Uniparental inheritance is a non-Mendelian form of inheritance that consists of the transmission of genotypes from one parental type to all progeny. That is, all the genes in offspring will originate from only the mother or only the father. This phenomenon is most commonly observed in eukaryotic organelles such as mitochondria and chloroplasts. This is because such organelles contain their own DNA and are capable of independent mitotic replication that does not endure crossing over with the DNA from another parental type. Although uniparental inheritance is the most common form of inheritance in organelles, there is increased evidence of diversity. Some studies found doubly uniparental inheritance (DUI) and biparental transmission to exist in cells. Evidence suggests that even when there is biparental inheritance, crossing-over doesn't always occur. Furthermore, there is evidence that the form of organelle inheritance varied frequently over time. Uniparental inheritance can be divided into multiple subtypes based on the pathway of inheritance.[1] [2]

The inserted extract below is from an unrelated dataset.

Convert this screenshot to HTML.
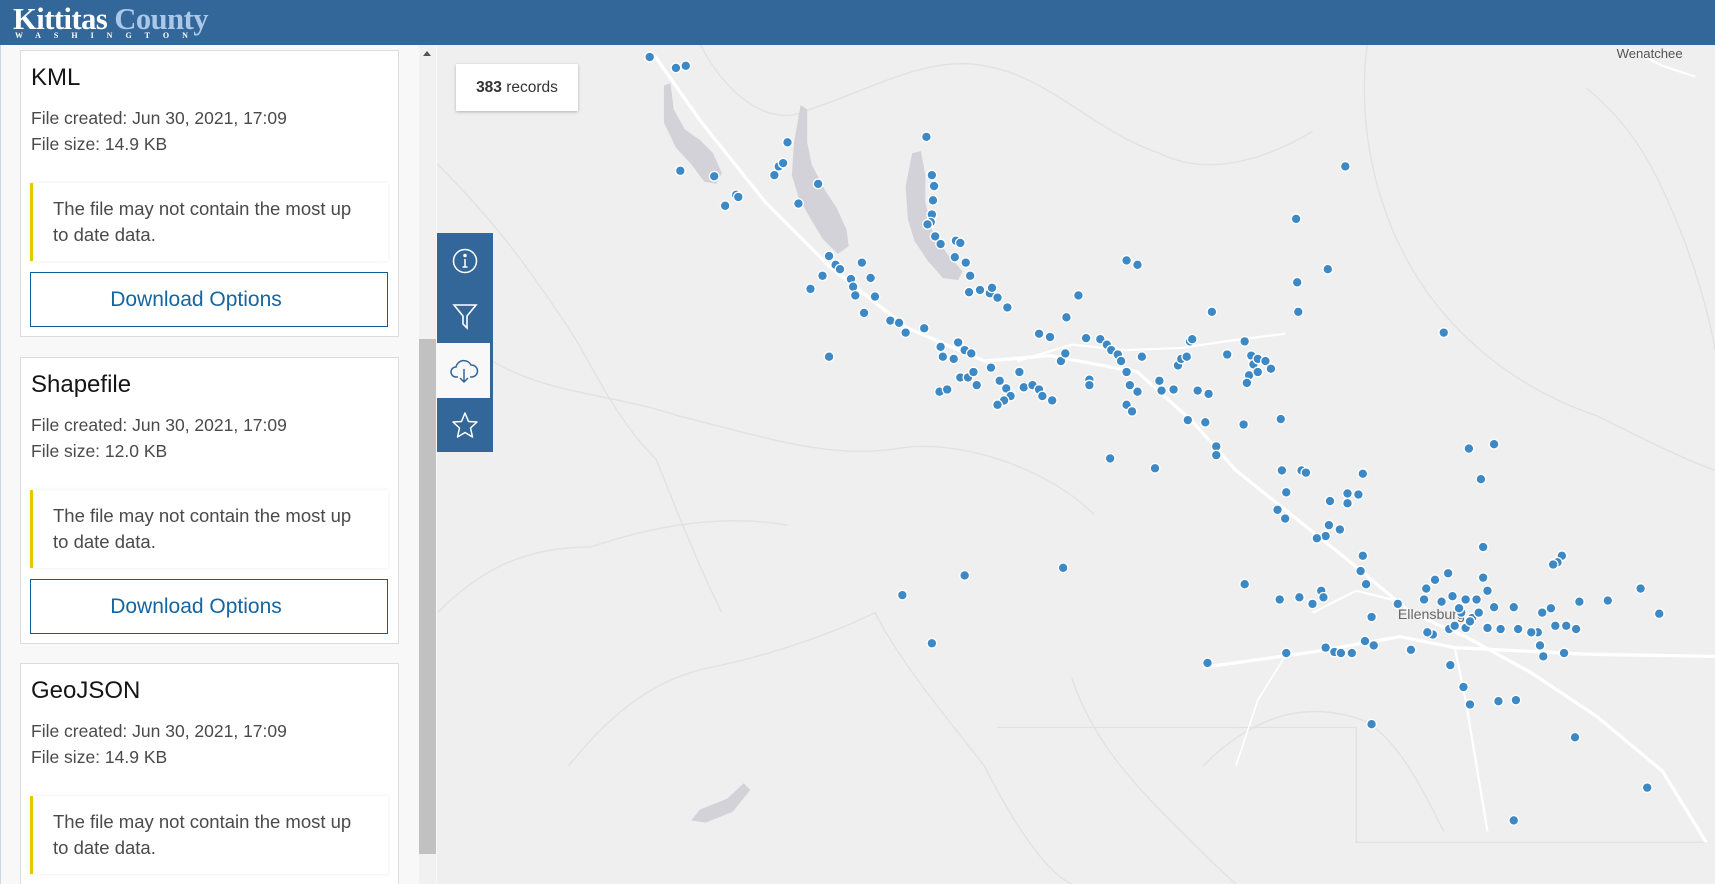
<!DOCTYPE html>
<html><head><meta charset="utf-8"><style>
*{margin:0;padding:0;box-sizing:border-box}
body{width:1715px;height:884px;overflow:hidden;background:#efefef;font-family:"Liberation Sans",sans-serif;position:relative}
#hdr{position:absolute;left:0;top:0;width:1715px;height:45px;background:#346799;z-index:5}
#logo{position:absolute;left:13px;top:2px;font-family:"Liberation Serif",serif;font-weight:bold;font-size:30.5px;color:#fff;letter-spacing:-0.5px}
#logo span{color:#a9c8ea}
#wash{position:absolute;left:15px;top:31px;font-family:"Liberation Serif",serif;font-weight:bold;font-size:8px;color:#fff;letter-spacing:13px}
#side{position:absolute;left:0;top:45px;width:437px;height:839px;background:#f8f8f8;z-index:3;overflow:hidden;border-left:1px solid #c9d7e6}
.card{position:absolute;left:19px;width:379px;background:#fff;border:1px solid #dcdcdc}
.card h2{position:absolute;left:10px;top:13px;font-weight:normal;font-size:24px;color:#151515}
.card .m{position:absolute;left:10px;top:54px;font-size:17.5px;line-height:26px;color:#4a4a4a}
.warn{position:absolute;left:9px;top:132px;width:358px;height:78px;background:#fff;border-left:3px solid #e6c800;box-shadow:0 0 4px rgba(0,0,0,.08);font-size:18.5px;line-height:26px;color:#4a4a4a;padding:13px 0 0 20px;white-space:nowrap}
.btn{position:absolute;left:9px;top:221px;width:358px;height:55px;border:1px solid #0c5f99;color:#1466a2;font-size:21px;text-align:center;line-height:53px;padding-right:26px}
#sb{position:absolute;left:418px;top:0;width:17px;height:839px;background:#f1f1f1}
#thumb{position:absolute;left:418px;top:294px;width:17px;height:515px;background:#c1c1c1}
#tabs{position:absolute;left:437px;top:233px;width:56px;height:219px;background:#346799;z-index:4}
.t{position:absolute;left:0;width:56px;height:55px;display:flex;align-items:center;justify-content:center}
#rec{position:absolute;left:456px;top:64px;width:122px;height:47px;background:#fff;box-shadow:0 1px 3px rgba(0,0,0,.25);z-index:2;font-size:15.5px;color:#333;line-height:47px;text-align:center}
#map{position:absolute;left:0;top:0;z-index:1}
</style></head><body>
<div id="hdr"><div id="logo">Kittitas <span>County</span></div><div id="wash">WASHINGTON</div></div>
<svg id="map" width="1715" height="884" viewBox="0 0 1568 808">
<g fill="none" stroke="#e2e2e2" stroke-width="1.3">
<path d="M400,150 C450,200 480,240 520,300 C540,330 560,380 600,420 C620,470 640,520 660,560"/>
<path d="M450,330 C500,360 560,360 620,380 C700,400 760,420 820,410 C880,400 960,430 1000,470"/>
<path d="M520,700 C560,650 600,620 650,610 C700,600 760,580 800,560 C820,600 860,650 900,700 C930,760 960,800 980,808"/>
<path d="M640,40 C660,80 700,120 740,100 C800,80 850,50 900,60 C960,70 1000,120 1060,140 C1100,160 1150,150 1200,120"/>
<path d="M1250,40 C1240,120 1260,200 1300,260 C1340,320 1400,360 1460,380 C1500,400 1540,420 1568,430"/>
<path d="M400,560 C440,520 480,500 540,500 C600,480 660,470 720,480"/>
<path d="M1100,700 C1150,650 1200,640 1250,660 C1280,680 1300,720 1320,760"/>
<path d="M912,665 L1240,665 L1240,770 L1560,770"/>
<path d="M1450,80 C1500,120 1520,170 1540,220 C1555,260 1565,300 1568,320"/>
<path d="M980,620 C1000,680 1040,720 1080,760 C1100,780 1120,800 1130,808"/>
</g>
<g fill="none" stroke="#fff" stroke-width="3">
<path d="M598,50 L640,110 L700,185 L760,245 L830,300 L900,330 L960,325 L1040,340 L1090,385 L1130,430 L1180,470 L1230,510 L1290,560 L1340,582 L1400,615 L1460,655 L1520,705 L1560,770"/>
<path d="M1100,610 L1200,596 L1280,582 L1330,592 L1450,598 L1568,600"/>
<path d="M930,330 L980,315 L1030,320 L1080,318 L1120,312 L1175,305" stroke-width="2"/>
<path d="M1200,560 L1240,540 L1280,550" stroke-width="2"/>
<path d="M1330,592 L1340,640 L1350,700 L1360,760" stroke-width="2"/>
<path d="M1176,598 L1150,640 L1130,700" stroke-width="1.5"/>
<path d="M1490,45 L1520,60 L1550,70" stroke-width="2"/>
</g>
<g fill="#d2d2d8">
<path d="M607,78 L613,76 L616,100 L626,118 L640,128 L652,140 L660,158 L655,168 L644,166 L632,150 L618,135 L607,112Z"/>
<path d="M732,96 L738,100 L738,130 L742,150 L755,175 L765,190 L774,210 L776,225 L766,232 L752,218 L740,198 L730,180 L724,160 L726,130Z"/>
<path d="M834,140 L842,138 L846,160 L846,185 L852,210 L866,232 L880,248 L876,256 L862,254 L848,238 L836,220 L830,200 L828,170Z"/>
<path d="M640,740 L665,730 L680,716 L686,722 L670,742 L645,752 L632,750Z"/>
</g>
<text x="1478" y="53" font-size="12" fill="#555" font-family="Liberation Sans">Wenatchee</text>
<text x="1278" y="566" font-size="13" fill="#666" font-family="Liberation Sans">Ellensburg</text>
<g id="dots" fill="#3d89c5" stroke="#fff" stroke-width="1.2"></g>
</svg>
<div id="rec"><b style="font-weight:bold">383</b> records</div>
<div id="side">
<div class="card" style="top:5px;height:287px"><h2>KML</h2><div class="m">File created: Jun 30, 2021, 17:09<br>File size: 14.9 KB</div><div class="warn">The file may not contain the most up<br>to date data.</div><div class="btn">Download Options</div></div>
<div class="card" style="top:312px;height:287px"><h2>Shapefile</h2><div class="m">File created: Jun 30, 2021, 17:09<br>File size: 12.0 KB</div><div class="warn">The file may not contain the most up<br>to date data.</div><div class="btn">Download Options</div></div>
<div class="card" style="top:618px;height:260px"><h2>GeoJSON</h2><div class="m">File created: Jun 30, 2021, 17:09<br>File size: 14.9 KB</div><div class="warn">The file may not contain the most up<br>to date data.</div></div>
<div id="sb"></div><div id="thumb"></div>
<div style="position:absolute;left:422px;top:6px;width:0;height:0;border-left:4px solid transparent;border-right:4px solid transparent;border-bottom:5px solid #555"></div>
</div>
<div id="tabs">
<div class="t" style="top:0"><svg width="26" height="26" viewBox="0 0 26 26" fill="none" stroke="#fff" stroke-width="1.5"><circle cx="13" cy="13" r="11.5"/><circle cx="13" cy="7.5" r="1" fill="#fff"/><path d="M13 11v8M10.5 19h5"/></svg></div>
<div class="t" style="top:55px"><svg width="26" height="28" viewBox="0 0 26 28" fill="none" stroke="#fff" stroke-width="1.6"><path d="M2 3H24L15 14V26L11 22V14Z"/></svg></div>
<div class="t" style="top:110px;background:#f8f8f8;width:53px"><svg width="30" height="28" viewBox="0 0 30 28" fill="none" stroke="#346799" stroke-width="1.5"><path d="M9 20H7A5 5 0 0 1 7 10A8 8 0 0 1 22 8A6 6 0 0 1 23 20H21"/><path d="M15 12V25M11 21L15 25L19 21"/></svg></div>
<div class="t" style="top:164px"><svg width="28" height="28" viewBox="0 0 28 28" fill="none" stroke="#fff" stroke-width="1.5" stroke-linejoin="round"><path d="M14 2L17.5 10.5L26 11L19.5 17L21.5 26L14 21.5L6.5 26L8.5 17L2 11L10.5 10.5Z"/></svg></div>
</div>
<script>
var d=[594,52,618,62,627,60,622,156,653,161,663,188,673,178,675,180,720,130,708,160,712,152,716,149,730,186,748,168,847,125,852,160,854,170,853,183,852,196,851,203,848,205,855,216,860,223,874,220,878,222,873,235,883,240,887,252,886,267,896,265,905,268,907,263,912,272,921,281,758,234,764,242,768,246,788,240,752,252,741,264,778,255,780,262,796,254,800,271,782,270,790,286,814,293,822,295,828,304,845,300,860,317,862,326,876,313,882,320,888,323,872,328,878,345,885,345,890,340,893,352,906,336,914,348,920,355,932,340,936,354,944,352,950,356,953,362,924,362,918,366,912,370,962,366,859,358,866,356,758,326,950,305,960,308,975,290,986,270,970,330,974,323,993,309,1006,310,1012,315,1016,320,1022,324,1025,330,1030,340,1033,352,1030,370,1035,376,1044,326,1040,358,996,347,996,352,1030,238,1040,242,1060,348,1062,357,1073,356,1077,334,1080,328,1085,326,1088,312,1090,310,1095,357,1105,360,1108,285,1122,324,1138,312,1144,325,1146,333,1150,328,1157,330,1162,337,1142,343,1140,350,1150,340,1086,384,1102,386,1112,408,1112,416,1137,388,1015,419,1056,428,1171,383,1185,200,1186,258,1187,285,1214,246,1230,152,1320,304,1172,430,1190,430,1194,432,1246,433,1176,450,1216,458,1232,460,1242,452,1168,466,1175,474,1215,480,1212,490,1204,492,1225,484,1246,508,1244,522,1249,534,1254,564,1278,552,1256,590,1248,586,1236,597,1220,596,1212,592,1226,597,1176,597,1104,606,1138,534,1170,548,1188,546,1200,552,1208,540,1210,546,1304,538,1312,530,1324,524,1302,548,1325,575,1343,410,1366,406,1354,438,1356,500,1428,508,1424,514,1420,516,1336,560,1340,548,1356,528,1360,540,1366,555,1346,565,1330,572,1340,574,1344,568,1372,575,1360,574,1384,555,1388,575,1406,578,1410,560,1418,556,1422,572,1432,572,1444,550,1470,549,1500,538,1517,561,1408,590,1400,578,1411,600,1441,575,1430,597,1310,580,1290,594,1305,578,1326,608,1338,628,1344,644,1370,641,1386,640,1384,750,1440,674,1506,720,1254,662,825,544,882,526,972,519,852,588,1232,451,1318,550,1328,545,1334,556,1350,548,1352,560];
var g=document.getElementById('dots'),s='';
for(var i=0;i<d.length;i+=2)s+='<circle cx="'+d[i]+'" cy="'+d[i+1]+'" r="4.4"/>';
g.innerHTML=s;
</script>
</body></html>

Although most of the eukaryotic sub-cellular parts do not have their own DNA nor are capable of replication independent of the nucleus, there are some exceptions such as mitochondria and chloroplasts. Not only are these organelles capable of independent DNA replication, translation, and transcription, they are commonly known to inherit genes from only one parental type. In the case of mitochondria, maternal inheritance is almost the exclusive form of inheritance. Although, during egg cell fertilization, mitochondria are brought into the fertilized cell both by the egg cell and the sperm, the paternal mitochondria are usually marked with ubiquitin and are later destroyed.[3] Even if they are not destroyed, the DNA's of different mitochondria rarely genetically recombine with one another. Thus, mitochondria in most animals are inherited from the maternal type only.
See main article: History of genetics. Like all other genetic concepts, the discovery of uniparental inheritance stems from the days of an Augustinian priest known as Gregor Johann Mendel. The soon-to-be "father of modern genetics" spent his days conducting hybridization experiments on pea plants(Pisum sativum) in his monastery's garden. During a period of seven years (1856 to 1863), Mendel cultivated and tested some 29,000 pea plants which led to him deducing the two famous generalizations known as Mendel's Laws of Heredity. The first, the law of segregation, states that "when any individual produces gametes, the copies of a gene separate, so that each gamete receives only one copy". The second, the law of independent assortment, states that "alleles of different genes assort independently of one another during gamete formation". Although his work was published, it lay dormant until it was rediscovered in 1900 by Hugo de Vries and Carl Correns but it was not until 1909 that non-mendelian inheritance was even suggested. Carl Erich Correns and Erwin Baur, in separately conducted researches on Pelargonium and Mirabilis plants, observed a green-white variation (later found as the result of mutations in the chloroplast genome) that did not follow the Mendelian laws of inheritance. Nearly twenty years later, non-mendelian inheritance of a mitochondrial mutation was also observed and, in the sixties, it was proven that chloroplasts and mitochondria have their own DNA and that they are capable translation, transcription, and replication independent of the nucleus. Soon after, the discoveries of uniparental and doubly uniparental inheritance came.[1]
A well studied example of uniparental inheritance involves the poky mutants of Neurospora crassa. The original poky mutant was isolated by Mitchell and Mitchell in 1952 as a spontaneously occurring slow growing variant.[4] In genetic crosses, the poky phenotype was found to be maternally inherited. The protoperithecial parent is regarded as the female (maternal) parent in Neurospora. When poky females were crossed to wild-type males, all progeny had the poky phenotype. When wild-type females were crossed to poky males, all progeny had the wild-type phenotype. That the poky determinant is only passed through the female line suggested that the determinant resides in the maternal cytoplasm. It was eventually shown that the primary defect in the poky mutants is a deletion in the mitochondrial DNA sequence encoding the small ribosomal RNA subunit.[5]